For her part, Faile is involved in rebuffing Rolan’s suggestions that they play kissing games. She plays coy with him, unwilling to lose a potential escape route. Faile hopes that the Aes Sedai Galina proves true, or she may have to take up Rolan’s offer. Readers know Galina is lying, and this represents Faile’s only truthful option being taken away. Faile recognizes that her only slim hope of not having to hide anything from Perrin lies with this woman, who is frantic and unpredictable. Giving the Oath Rod to Galina represents Faile trying to tell the truth about Rolan. The results would be unpredictable, possibly wild, with no guarantees despite Faile trying to force one out of her. The next post will further delve into the symbolism of Galina.
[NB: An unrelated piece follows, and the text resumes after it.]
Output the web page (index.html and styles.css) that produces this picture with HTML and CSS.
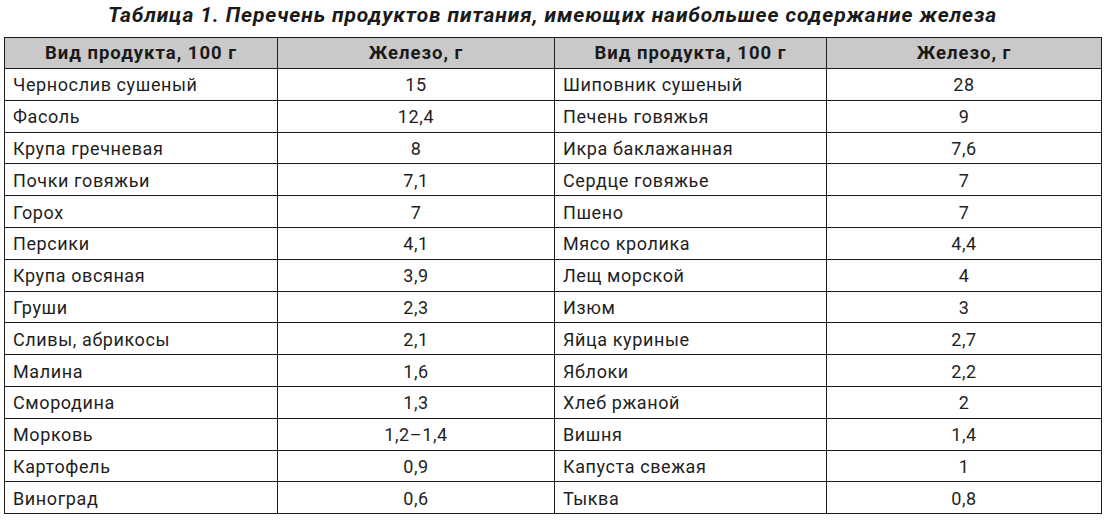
FILE: index.html
```html
<!DOCTYPE html>
<html lang="ru">
<head>
<meta charset="utf-8">
<link rel="stylesheet" href="styles.css">
</head>
<body>
<div class="page">
<div class="title">Таблица 1. Перечень продуктов питания, имеющих наибольшее содержание железа</div>
<table class="tbl">
<colgroup><col class="c1"><col class="c2"><col class="c3"><col class="c4"></colgroup>
<thead>
<tr class="hr"><th>Вид продукта, 100 г</th><th>Железо, г</th><th>Вид продукта, 100 г</th><th>Железо, г</th></tr>
</thead>
<tbody>
<tr><td>Чернослив сушеный</td><td class="n">15</td><td>Шиповник сушеный</td><td class="n">28</td></tr>
<tr><td>Фасоль</td><td class="n">12,4</td><td>Печень говяжья</td><td class="n">9</td></tr>
<tr><td>Крупа гречневая</td><td class="n">8</td><td>Икра баклажанная</td><td class="n">7,6</td></tr>
<tr><td>Почки говяжьи</td><td class="n">7,1</td><td>Сердце говяжье</td><td class="n">7</td></tr>
<tr><td>Горох</td><td class="n">7</td><td>Пшено</td><td class="n">7</td></tr>
<tr><td>Персики</td><td class="n">4,1</td><td>Мясо кролика</td><td class="n">4,4</td></tr>
<tr><td>Крупа овсяная</td><td class="n">3,9</td><td>Лещ морской</td><td class="n">4</td></tr>
<tr><td>Груши</td><td class="n">2,3</td><td>Изюм</td><td class="n">3</td></tr>
<tr><td>Сливы, абрикосы</td><td class="n">2,1</td><td>Яйца куриные</td><td class="n">2,7</td></tr>
<tr><td>Малина</td><td class="n">1,6</td><td>Яблоки</td><td class="n">2,2</td></tr>
<tr><td>Смородина</td><td class="n">1,3</td><td>Хлеб ржаной</td><td class="n">2</td></tr>
<tr><td>Морковь</td><td class="n">1,2–1,4</td><td>Вишня</td><td class="n">1,4</td></tr>
<tr><td>Картофель</td><td class="n">0,9</td><td>Капуста свежая</td><td class="n">1</td></tr>
<tr><td>Виноград</td><td class="n">0,6</td><td>Тыква</td><td class="n">0,8</td></tr>
</tbody>
</table>
</div>
</body>
</html>
```
FILE: styles.css
```css
html, body { margin: 0; padding: 0; background: #fff; }
body { font-family: Roboto, "Liberation Sans", sans-serif; color: #1e1e1e; }
.page { width: 1105px; height: 520px; padding: 0 4px 0 4px; box-sizing: border-box; }
.title {
  height: 37px;
  line-height: 30px;
  text-align: center;
  font-weight: 700;
  font-style: italic;
  font-size: 21px;
  letter-spacing: 0.9px;
  color: #1a1a1a;
}
.tbl {
  width: 1097px;
  border-collapse: collapse;
  table-layout: fixed;
  border: 1.5px solid #1a1a1a;
}
.c1 { width: 273px; }
.c2 { width: 277px; }
.c3 { width: 272px; }
.c4 { width: 275px; }
.tbl tr { height: 31.8px; }
.tbl tr.hr { height: 31px; }
.tbl th, .tbl td { border: 1.5px solid #1a1a1a; padding: 0; }
.tbl th {
  background: #c8c9c8;
  font-weight: 700;
  font-size: 18.5px;
  letter-spacing: 1px;
  text-align: center;
  color: #1a1a1a;
}
.tbl td {
  font-size: 18px;
  letter-spacing: 0.6px;
  padding-left: 8px;
  padding-top: 1px;
}
.tbl td.n { text-align: center; padding-left: 0; }
```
Rand confronts Semirhage, and loses a hand and his eyesight for it. With two other characters having somewhat successful interactions with Seanchan, there is still some expectation for Rand to come out of this well, despite Suroth’s involvement. There is some mild confusion about timing, as readers may be led to believe this scene takes place after Tuon’s return to Ebou Dar, so that Rand can meet her. The confusion is quickly resolved by the revelation that Semirhage was disguised as Tuon. Semirhage represents pain, based on her reputation, but Rand refuses to acknowledge any pain, whether from his old wounds or the loss of his hand. He is effectively cutting himself off from feeling anything, the wounds to his soul somehow eclipsing the grave physical wounds he has taken.
This uncaring sentiment is echoed when Mat refuses to give aid to the Seanchan soldiers he has cut down with his new tactics. Tuon approves: “A lion can have no mercy.”
Writing Lessons:
Unreliable narrators may require you to write true things with double meanings, not deal with certain things, or write outright lies.